As the holiday season approaches, families around the world gather to decorate and celebrate around a beloved symbol – the Christmas tree. For many, this holiday tree is a conifer, typically a pine tree, adorned with lights, ornaments, and a sparkling topper. But have you ever wondered how this tradition came to be? Join us on a journey through history to explore why conifer trees became the centerpiece of our holiday celebrations.
1. Ancient Roots of Evergreens
The use of evergreen plants, including conifer trees like pines, spruces, and firs, in winter celebrations predates the Christian holiday of Christmas. Ancient cultures, including the Egyptians, Romans, and Celts, revered evergreen plants for their ability to stay green and vibrant even in the harshest winter months. They symbolized life, renewal, and the promise of spring.
2. Early Christian Symbolism
When Christianity began to spread, early Christians adopted the use of evergreen plants in their celebrations. The triangular shape of conifers was seen as a representation of the Holy Trinity, and the evergreen nature of the trees was associated with eternal life and the promise of salvation.
3. St. Boniface and the Legend of the Oak
Legend has it that in the 8th century, St. Boniface, an English missionary, came across a group of pagans in Germany who were preparing to sacrifice a child under a sacred oak tree. In an act of bravery, St. Boniface intervened, cutting down the oak tree with one swing of his axe. To his surprise, a young fir tree sprouted from the stump. He declared it a symbol of Christ’s victory over paganism and adopted it as a representation of the Christian faith.
4. The Paradise Tree
In the Middle Ages, a popular form of medieval drama called the “Mystery Play” depicted biblical stories, including the story of Adam and Eve. The “Paradise Tree,” typically a fir tree adorned with apples, was used to represent the Garden of Eden. Over time, these trees became a focal point of holiday celebrations.
5. Martin Luther’s Influence
In the 16th century, Martin Luther, the Protestant reformer, is said to have been inspired by the stars twinkling through the branches of evergreen trees. He brought a tree into his home, adorned it with candles, and shared the story of Christ’s birth with his family, thus beginning the tradition of the Christmas tree.

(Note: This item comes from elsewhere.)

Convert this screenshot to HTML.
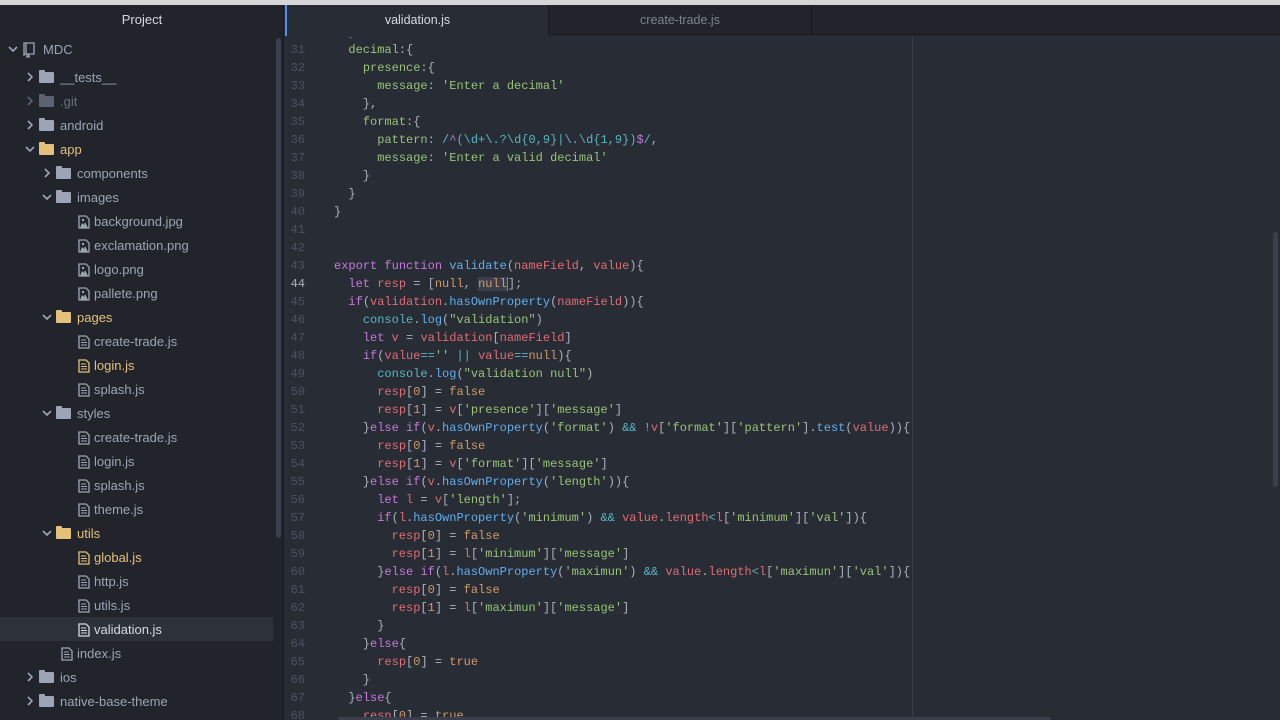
<!DOCTYPE html>
<html><head><meta charset="utf-8">
<style>
*{margin:0;padding:0;box-sizing:border-box}
body{width:1280px;height:720px;overflow:hidden;background:#282c34;font-family:"Liberation Sans",sans-serif;position:relative}
.top{position:absolute;left:0;top:0;width:1280px;height:5px;background:#d6d6d6}
.side{position:absolute;left:0;top:5px;width:284px;height:715px;background:#21252b;border-right:1px solid #181a1f}
.ptitle{position:absolute;left:0;top:0;width:284px;height:30px;line-height:30px;text-align:center;color:#d7dae0;font-size:13px}
.row{position:absolute;left:0;height:24px;width:273px;line-height:25px;font-size:13px;color:#9da5b4;white-space:nowrap}
.row.sel{background:#2c313a;color:#d7dae0}
.row .t{position:absolute;top:0}
.chev{position:absolute;top:0;width:10px;height:24px}
.fold{position:absolute;top:7px;width:15px;height:11px;background:#9da5b4;border-radius:1px}
.fold:before{content:"";position:absolute;left:0;top:-2px;width:6px;height:3px;background:inherit;border-radius:1px 1px 0 0}
.file{position:absolute;top:6px}
.tan{color:#e5c07b}.tan .fold{background:#e5c07b}
.dim{color:#6b717d}.dim .fold{background:#5c6370}
.sscroll{position:absolute;left:276px;top:33px;width:5px;height:500px;background:#3a3f4b;border-radius:3px}
.tabs{position:absolute;left:285px;top:5px;width:995px;height:30px;background:#21252b;border-bottom:1px solid #181a1f}
.tab{position:absolute;top:0;height:30px;line-height:31px;text-align:center;font-size:12.5px;color:#7f848e}
.tab.act{background:#282c34;color:#d7dae0;border-left:2px solid #568af2;height:31px}
.ed{position:absolute;left:285px;top:37px;width:995px;height:683px;background:#282c34;overflow:hidden}
.ln{position:absolute;left:0;width:20px;text-align:right;color:#4b5263;font:12px/18px "Liberation Mono",monospace}
.cd{position:absolute;left:49px;white-space:pre;color:#abb2bf;font:12px/18px "Liberation Mono",monospace}
.guide{position:absolute;left:627px;top:-2px;width:1px;height:685px;background:#3b4048}
.k{color:#c678dd}.f{color:#61afef}.v{color:#e06c75}.s{color:#98c379}.n{color:#d19a66}.c{color:#56b6c2}
.escroll{position:absolute;left:1273px;top:232px;width:5px;height:255px;background:#3a3f4b;border-radius:3px}
.hscroll{position:absolute;left:338px;top:717px;width:712px;height:3px;background:#3a3f4b}
</style></head><body>
<div class="top"></div>
<div class="side">
<div class="ptitle">Project</div>
<div class="sscroll"></div>
</div>
<div id="tree"></div>
<div class="tabs">
<div class="tab act" style="left:0;width:263px">validation.js</div>
<div class="tab" style="left:263px;width:264px;border-left:1px solid #181a1f;border-right:1px solid #181a1f;height:29px">create-trade.js</div>
</div>
<div class="ed">
<div class="guide"></div>
<div class="ln" style="top:-14px">30</div><div class="cd" style="top:-14px">  },</div>
<div class="ln" style="top:4px">31</div><div class="cd" style="top:4px">  <span class="s">decimal</span>:{</div>
<div class="ln" style="top:22px">32</div><div class="cd" style="top:22px">    <span class="s">presence</span>:{</div>
<div class="ln" style="top:40px">33</div><div class="cd" style="top:40px">      <span class="s">message</span>: <span class="s">'Enter a decimal'</span></div>
<div class="ln" style="top:58px">34</div><div class="cd" style="top:58px">    },</div>
<div class="ln" style="top:76px">35</div><div class="cd" style="top:76px">    <span class="s">format</span>:{</div>
<div class="ln" style="top:94px">36</div><div class="cd" style="top:94px">      <span class="s">pattern</span>: <span class="c">/</span><span class="k">^</span><span class="c">(\d+\.?\d{0,9}|\.\d{1,9})</span><span class="k">$</span><span class="c">/</span>,</div>
<div class="ln" style="top:112px">37</div><div class="cd" style="top:112px">      <span class="s">message</span>: <span class="s">'Enter a valid decimal'</span></div>
<div class="ln" style="top:130px">38</div><div class="cd" style="top:130px">    }</div>
<div class="ln" style="top:148px">39</div><div class="cd" style="top:148px">  }</div>
<div class="ln" style="top:166px">40</div><div class="cd" style="top:166px">}</div>
<div class="ln" style="top:184px">41</div>
<div class="ln" style="top:202px">42</div>
<div class="ln" style="top:220px">43</div><div class="cd" style="top:220px"><span class="k">export</span> <span class="k">function</span> <span class="f">validate</span>(<span class="v">nameField</span>, <span class="v">value</span>){</div>
<div class="ln" style="top:238px;color:#abb2bf">44</div><div class="cd" style="top:238px">  <span class="k">let</span> <span class="v">resp</span> = [<span class="n">null</span>, <span class="n" style="background:#3a3f4b">null</span><span style="border-left:1px solid #528bff">]</span>;</div>
<div class="ln" style="top:256px">45</div><div class="cd" style="top:256px">  <span class="k">if</span>(<span class="v">validation</span>.<span class="f">hasOwnProperty</span>(<span class="v">nameField</span>)){</div>
<div class="ln" style="top:274px">46</div><div class="cd" style="top:274px">    <span class="c">console</span>.<span class="f">log</span>(<span class="s">"validation"</span>)</div>
<div class="ln" style="top:292px">47</div><div class="cd" style="top:292px">    <span class="k">let</span> <span class="v">v</span> = <span class="v">validation</span>[<span class="v">nameField</span>]</div>
<div class="ln" style="top:310px">48</div><div class="cd" style="top:310px">    <span class="k">if</span>(<span class="v">value</span><span class="c">==</span><span class="s">''</span> <span class="c">||</span> <span class="v">value</span><span class="c">==</span><span class="n">null</span>){</div>
<div class="ln" style="top:328px">49</div><div class="cd" style="top:328px">      <span class="c">console</span>.<span class="f">log</span>(<span class="s">"validation null"</span>)</div>
<div class="ln" style="top:346px">50</div><div class="cd" style="top:346px">      <span class="v">resp</span>[<span class="n">0</span>] = <span class="n">false</span></div>
<div class="ln" style="top:364px">51</div><div class="cd" style="top:364px">      <span class="v">resp</span>[<span class="n">1</span>] = <span class="v">v</span>[<span class="s">'presence'</span>][<span class="s">'message'</span>]</div>
<div class="ln" style="top:382px">52</div><div class="cd" style="top:382px">    }<span class="k">else</span> <span class="k">if</span>(<span class="v">v</span>.<span class="f">hasOwnProperty</span>(<span class="s">'format'</span>) <span class="c">&amp;&amp;</span> <span class="c">!</span><span class="v">v</span>[<span class="s">'format'</span>][<span class="s">'pattern'</span>].<span class="f">test</span>(<span class="v">value</span>)){</div>
<div class="ln" style="top:400px">53</div><div class="cd" style="top:400px">      <span class="v">resp</span>[<span class="n">0</span>] = <span class="n">false</span></div>
<div class="ln" style="top:418px">54</div><div class="cd" style="top:418px">      <span class="v">resp</span>[<span class="n">1</span>] = <span class="v">v</span>[<span class="s">'format'</span>][<span class="s">'message'</span>]</div>
<div class="ln" style="top:436px">55</div><div class="cd" style="top:436px">    }<span class="k">else</span> <span class="k">if</span>(<span class="v">v</span>.<span class="f">hasOwnProperty</span>(<span class="s">'length'</span>)){</div>
<div class="ln" style="top:454px">56</div><div class="cd" style="top:454px">      <span class="k">let</span> <span class="v">l</span> = <span class="v">v</span>[<span class="s">'length'</span>];</div>
<div class="ln" style="top:472px">57</div><div class="cd" style="top:472px">      <span class="k">if</span>(<span class="v">l</span>.<span class="f">hasOwnProperty</span>(<span class="s">'minimum'</span>) <span class="c">&amp;&amp;</span> <span class="v">value</span>.<span class="v">length</span><span class="c">&lt;</span><span class="v">l</span>[<span class="s">'minimum'</span>][<span class="s">'val'</span>]){</div>
<div class="ln" style="top:490px">58</div><div class="cd" style="top:490px">        <span class="v">resp</span>[<span class="n">0</span>] = <span class="n">false</span></div>
<div class="ln" style="top:508px">59</div><div class="cd" style="top:508px">        <span class="v">resp</span>[<span class="n">1</span>] = <span class="v">l</span>[<span class="s">'minimum'</span>][<span class="s">'message'</span>]</div>
<div class="ln" style="top:526px">60</div><div class="cd" style="top:526px">      }<span class="k">else</span> <span class="k">if</span>(<span class="v">l</span>.<span class="f">hasOwnProperty</span>(<span class="s">'maximun'</span>) <span class="c">&amp;&amp;</span> <span class="v">value</span>.<span class="v">length</span><span class="c">&lt;</span><span class="v">l</span>[<span class="s">'maximun'</span>][<span class="s">'val'</span>]){</div>
<div class="ln" style="top:544px">61</div><div class="cd" style="top:544px">        <span class="v">resp</span>[<span class="n">0</span>] = <span class="n">false</span></div>
<div class="ln" style="top:562px">62</div><div class="cd" style="top:562px">        <span class="v">resp</span>[<span class="n">1</span>] = <span class="v">l</span>[<span class="s">'maximun'</span>][<span class="s">'message'</span>]</div>
<div class="ln" style="top:580px">63</div><div class="cd" style="top:580px">      }</div>
<div class="ln" style="top:598px">64</div><div class="cd" style="top:598px">    }<span class="k">else</span>{</div>
<div class="ln" style="top:616px">65</div><div class="cd" style="top:616px">      <span class="v">resp</span>[<span class="n">0</span>] = <span class="n">true</span></div>
<div class="ln" style="top:634px">66</div><div class="cd" style="top:634px">    }</div>
<div class="ln" style="top:652px">67</div><div class="cd" style="top:652px">  }<span class="k">else</span>{</div>
<div class="ln" style="top:670px">68</div><div class="cd" style="top:670px">    <span class="v">resp</span>[<span class="n">0</span>] = <span class="n">true</span></div>
</div>
<div class="escroll"></div>
<div class="hscroll"></div>
<script>
var items=[
[49,0,'repo','MDC','open',''],
[77,1,'fold','__tests__','closed',''],
[101,1,'fold','.git','closed','dim'],
[125,1,'fold','android','closed',''],
[149,1,'fold','app','open','tan'],
[173,2,'fold','components','closed',''],
[197,2,'fold','images','open',''],
[221,3,'img','background.jpg','',''],
[245,3,'img','exclamation.png','',''],
[269,3,'img','logo.png','',''],
[293,3,'img','pallete.png','',''],
[317,2,'fold','pages','open','tan'],
[341,3,'file','create-trade.js','',''],
[365,3,'file','login.js','','tan'],
[389,3,'file','splash.js','',''],
[413,2,'fold','styles','open',''],
[437,3,'file','create-trade.js','',''],
[461,3,'file','login.js','',''],
[485,3,'file','splash.js','',''],
[509,3,'file','theme.js','',''],
[533,2,'fold','utils','open','tan'],
[557,3,'file','global.js','','tan'],
[581,3,'file','http.js','',''],
[605,3,'file','utils.js','',''],
[629,3,'file','validation.js','','sel'],
[653,2,'file','index.js','',''],
[677,1,'fold','ios','closed',''],
[701,1,'fold','native-base-theme','closed','']];
var h='';
items.forEach(function(it){
 var y=it[0]-12,l=it[1],typ=it[2],cls=it[5];
 var tx=[43,60,77,94][l];
 var ix=tx-21;
 var col=cls=='tan'?'#e5c07b':(cls=='sel'?'#d7dae0':(cls=='dim'?'#5c6370':'#9da5b4'));
 var r='<div class="row '+cls+'" style="top:'+y+'px">';
 if(it[4]){
  var cx=tx-35;
  var d=it[4]=='open'?'M1 10 L5 14 L9 10':'M3 8 L7 12 L3 16';
  r+='<svg class="chev" style="left:'+cx+'px" viewBox="0 0 10 24"><path d="'+d+'" fill="none" stroke="'+(cls=='dim'?'#5c6370':'#9da5b4')+'" stroke-width="1.6"/></svg>';
 }
 if(typ=='fold'){r+='<div class="fold" style="left:'+ix+'px"></div>';}
 else if(typ=='repo'){r+='<svg class="file" style="left:'+(ix)+'px;top:5px" width="14" height="16" viewBox="0 0 14 16"><path d="M2 1h10v11H2zM4 1v11M2 12v2M5 12v3l1-1 1 1v-3" fill="none" stroke="#9da5b4" stroke-width="1.3"/></svg>';}
 else if(typ=='img'){r+='<svg class="file" style="left:'+(ix+5)+'px" width="12" height="14" viewBox="0 0 12 14"><path d="M1 1h7l3 3v9H1z" fill="none" stroke="'+col+'" stroke-width="1.3"/><path d="M2 13l2-5 2 2 1-3 3 6z" fill="'+col+'"/><circle cx="5" cy="5" r="1.2" fill="'+col+'"/></svg>';}
 else {r+='<svg class="file" style="left:'+(ix+5)+'px" width="12" height="14" viewBox="0 0 12 14"><path d="M1 1h7l3 3v9H1z" fill="none" stroke="'+col+'" stroke-width="1.3"/><path d="M3 5h5M3 7.5h6M3 10h6" stroke="'+col+'" stroke-width="1.1"/></svg>';}
 r+='<span class="t" style="left:'+tx+'px">'+it[3]+'</span></div>';
 h+=r;
});
document.getElementById('tree').innerHTML=h;
</script>
</body></html>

6. Royal Adoption and Global Spread
The Christmas tree gained popularity in the 18th and 19th centuries, especially among European royalty. Queen Victoria and Prince Albert, who had German roots, were famously depicted with their decorated Christmas tree in an illustration in the Illustrated London News in 1848. This image helped to popularize the traditional holiday tree throughout the English-speaking world.
The tradition of using conifer trees as Christmas trees is a testament to the enduring power of nature and its ability to inspire joy, hope, and unity across cultures and centuries. Today, as we gather around our decorated trees, let’s remember the rich history and symbolism they carry, and cherish the sense of renewal and everlasting life they bring to our holiday celebrations.